> Supplied material

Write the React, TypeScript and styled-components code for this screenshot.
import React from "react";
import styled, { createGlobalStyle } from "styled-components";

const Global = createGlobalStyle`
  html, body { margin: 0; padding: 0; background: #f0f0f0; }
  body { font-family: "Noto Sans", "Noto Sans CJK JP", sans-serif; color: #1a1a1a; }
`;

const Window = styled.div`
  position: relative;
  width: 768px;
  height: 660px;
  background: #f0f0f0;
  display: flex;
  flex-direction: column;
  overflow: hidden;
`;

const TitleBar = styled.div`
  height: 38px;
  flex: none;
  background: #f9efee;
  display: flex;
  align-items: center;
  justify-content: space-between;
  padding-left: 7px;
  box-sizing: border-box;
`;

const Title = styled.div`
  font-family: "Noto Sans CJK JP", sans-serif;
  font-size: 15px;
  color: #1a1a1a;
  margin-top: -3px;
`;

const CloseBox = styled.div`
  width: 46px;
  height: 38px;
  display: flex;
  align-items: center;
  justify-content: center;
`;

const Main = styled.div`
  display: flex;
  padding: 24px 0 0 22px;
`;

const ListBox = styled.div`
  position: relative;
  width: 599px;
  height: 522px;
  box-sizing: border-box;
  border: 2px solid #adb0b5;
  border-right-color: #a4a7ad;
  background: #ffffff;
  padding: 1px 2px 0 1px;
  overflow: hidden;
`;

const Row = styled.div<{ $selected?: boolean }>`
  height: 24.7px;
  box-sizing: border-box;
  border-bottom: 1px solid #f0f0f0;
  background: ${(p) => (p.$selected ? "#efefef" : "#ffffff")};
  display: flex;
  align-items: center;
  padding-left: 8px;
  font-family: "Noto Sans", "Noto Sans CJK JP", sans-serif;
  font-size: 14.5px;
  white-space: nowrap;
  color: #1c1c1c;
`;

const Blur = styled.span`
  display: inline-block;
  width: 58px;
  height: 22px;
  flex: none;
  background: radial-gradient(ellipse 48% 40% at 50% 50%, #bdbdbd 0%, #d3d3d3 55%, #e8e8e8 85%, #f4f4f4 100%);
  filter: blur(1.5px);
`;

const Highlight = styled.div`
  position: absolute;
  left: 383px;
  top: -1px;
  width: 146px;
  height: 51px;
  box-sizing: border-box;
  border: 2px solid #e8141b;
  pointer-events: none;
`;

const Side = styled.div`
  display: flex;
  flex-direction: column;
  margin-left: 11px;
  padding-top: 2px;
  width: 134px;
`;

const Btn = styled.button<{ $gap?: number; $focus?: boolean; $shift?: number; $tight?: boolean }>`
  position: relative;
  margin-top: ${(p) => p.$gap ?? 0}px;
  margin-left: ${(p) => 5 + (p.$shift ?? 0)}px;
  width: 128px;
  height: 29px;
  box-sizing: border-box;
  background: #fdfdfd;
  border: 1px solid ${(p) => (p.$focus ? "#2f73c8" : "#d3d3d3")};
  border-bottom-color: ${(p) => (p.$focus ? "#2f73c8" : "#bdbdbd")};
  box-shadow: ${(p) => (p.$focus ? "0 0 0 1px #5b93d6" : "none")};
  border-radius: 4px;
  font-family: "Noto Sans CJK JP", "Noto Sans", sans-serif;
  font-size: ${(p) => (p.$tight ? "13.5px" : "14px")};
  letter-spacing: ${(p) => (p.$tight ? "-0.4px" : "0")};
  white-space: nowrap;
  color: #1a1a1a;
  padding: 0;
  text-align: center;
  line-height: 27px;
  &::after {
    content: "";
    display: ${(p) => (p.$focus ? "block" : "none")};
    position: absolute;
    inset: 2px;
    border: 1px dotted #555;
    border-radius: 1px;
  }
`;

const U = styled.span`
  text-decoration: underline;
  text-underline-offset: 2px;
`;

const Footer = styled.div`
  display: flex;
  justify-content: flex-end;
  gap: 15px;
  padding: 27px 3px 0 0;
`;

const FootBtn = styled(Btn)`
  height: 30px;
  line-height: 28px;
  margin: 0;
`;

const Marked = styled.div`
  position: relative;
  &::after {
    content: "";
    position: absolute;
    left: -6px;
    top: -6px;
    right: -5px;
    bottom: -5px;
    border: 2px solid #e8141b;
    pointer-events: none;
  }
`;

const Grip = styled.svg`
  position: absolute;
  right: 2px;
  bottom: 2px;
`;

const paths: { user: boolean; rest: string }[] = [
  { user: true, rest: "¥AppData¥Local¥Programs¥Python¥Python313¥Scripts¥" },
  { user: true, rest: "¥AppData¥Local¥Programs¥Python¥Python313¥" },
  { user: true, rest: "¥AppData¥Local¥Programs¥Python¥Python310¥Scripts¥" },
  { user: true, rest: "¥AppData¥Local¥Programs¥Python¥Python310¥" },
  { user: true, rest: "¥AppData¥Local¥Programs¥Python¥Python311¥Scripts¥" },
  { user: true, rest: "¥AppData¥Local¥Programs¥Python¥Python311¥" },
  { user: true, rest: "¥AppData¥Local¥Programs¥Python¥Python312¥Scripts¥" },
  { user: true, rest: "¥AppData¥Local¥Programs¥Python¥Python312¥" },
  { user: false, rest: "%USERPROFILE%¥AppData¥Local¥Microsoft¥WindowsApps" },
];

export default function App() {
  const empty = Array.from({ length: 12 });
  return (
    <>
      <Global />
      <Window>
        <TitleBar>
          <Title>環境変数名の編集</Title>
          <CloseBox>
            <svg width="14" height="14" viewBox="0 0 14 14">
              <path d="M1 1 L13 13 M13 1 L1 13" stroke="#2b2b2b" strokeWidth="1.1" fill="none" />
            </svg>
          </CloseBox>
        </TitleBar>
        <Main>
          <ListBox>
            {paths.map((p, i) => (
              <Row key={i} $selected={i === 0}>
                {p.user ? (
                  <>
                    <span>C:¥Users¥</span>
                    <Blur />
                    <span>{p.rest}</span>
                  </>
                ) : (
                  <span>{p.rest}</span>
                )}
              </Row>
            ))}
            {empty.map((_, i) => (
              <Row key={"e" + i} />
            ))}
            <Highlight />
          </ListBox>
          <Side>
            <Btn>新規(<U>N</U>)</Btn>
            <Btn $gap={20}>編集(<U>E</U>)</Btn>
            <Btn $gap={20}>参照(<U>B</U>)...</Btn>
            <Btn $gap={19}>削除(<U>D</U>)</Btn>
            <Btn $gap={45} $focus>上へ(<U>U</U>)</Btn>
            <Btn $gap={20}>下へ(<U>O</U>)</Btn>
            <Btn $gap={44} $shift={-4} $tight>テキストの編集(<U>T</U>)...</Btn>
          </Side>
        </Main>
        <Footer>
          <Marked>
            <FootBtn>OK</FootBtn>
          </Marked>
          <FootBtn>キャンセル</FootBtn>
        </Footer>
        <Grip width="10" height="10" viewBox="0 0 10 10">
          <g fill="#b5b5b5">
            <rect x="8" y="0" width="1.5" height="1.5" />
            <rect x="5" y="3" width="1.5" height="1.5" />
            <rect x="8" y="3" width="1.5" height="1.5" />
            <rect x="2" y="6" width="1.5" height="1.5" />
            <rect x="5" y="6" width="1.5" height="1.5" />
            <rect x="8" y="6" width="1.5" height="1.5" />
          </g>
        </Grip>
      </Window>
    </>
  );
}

> Instructions to follow
Copy every line of the listing containing the string "React".

> Exercise solution
Write the React, TypeScript and styled-components code for this screenshot.
import React from "react";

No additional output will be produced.